The resolution passed by a slim margin, but it was never signed.

“The president didn’t sign it. So it never went anywhere,” Ferguson said.

Ferguson described the experience as a loop. Students push, opposition swells, and the movement resets.

“New kids come on the block, take up the effort, and then it fails,” he said. “Then they don’t want to take it up anymore.”

The roots of the resistance, he said, range from fear to politics.

“You had people who knew Israel was wrong and didn’t care to call them out,” Ferguson said. “Others were afraid of being labeled anti-Semitic.”

More than anything, Ferguson said the university feared losing state funding.

“That was the threat — that if the student government takes this stance, it’s illegal and the university would lose money,” he said.

Students for Justice in Palestine protest Ohio State’s investment in Israel in front of the Ohio Union Oct. 7, 2024. Credit: Madison Wallace | Oller Special Projects Reporter

From South Africa to Palestine: What’s changed?

Students protest the South African apartheid in front of Mershon Auditorium April 26, 1985. Credit: Courtesy of the Ohio State Archives

For Nicholas, the core motivations haven’t changed. He said he still sees divestment as a moral imperative — one grounded in justice, not politics. But the barriers today are steeper.

“When I protested, I had students and the state behind me,” Nicholas said. “These kids today? They’re getting hit from all sides.”
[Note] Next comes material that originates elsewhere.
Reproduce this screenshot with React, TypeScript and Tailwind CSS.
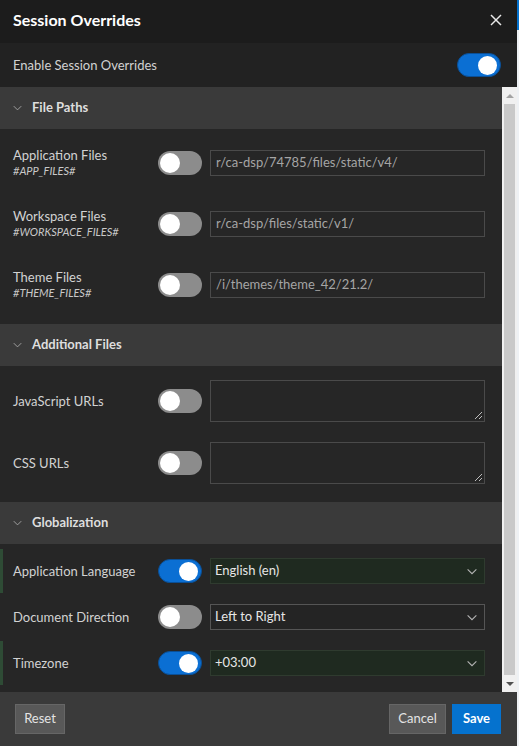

While the 1985 campaign leaned on clear legislative mandates and broad-based support, the Palestine movement has splintered, burdened by accusations of anti-Semitism and deeply polarized discourse.

Ferguson said that polarization — alongside legal barriers — has left student government stuck.

“Ohio State has never been good at dealing with controversy from students,” he said. “They’d rather keep it quiet and not deal with it.”

This story has been updated to correct that multiple resolutions calling for divestment were introduced, not passed and to include the correct spelling of a source’s last name.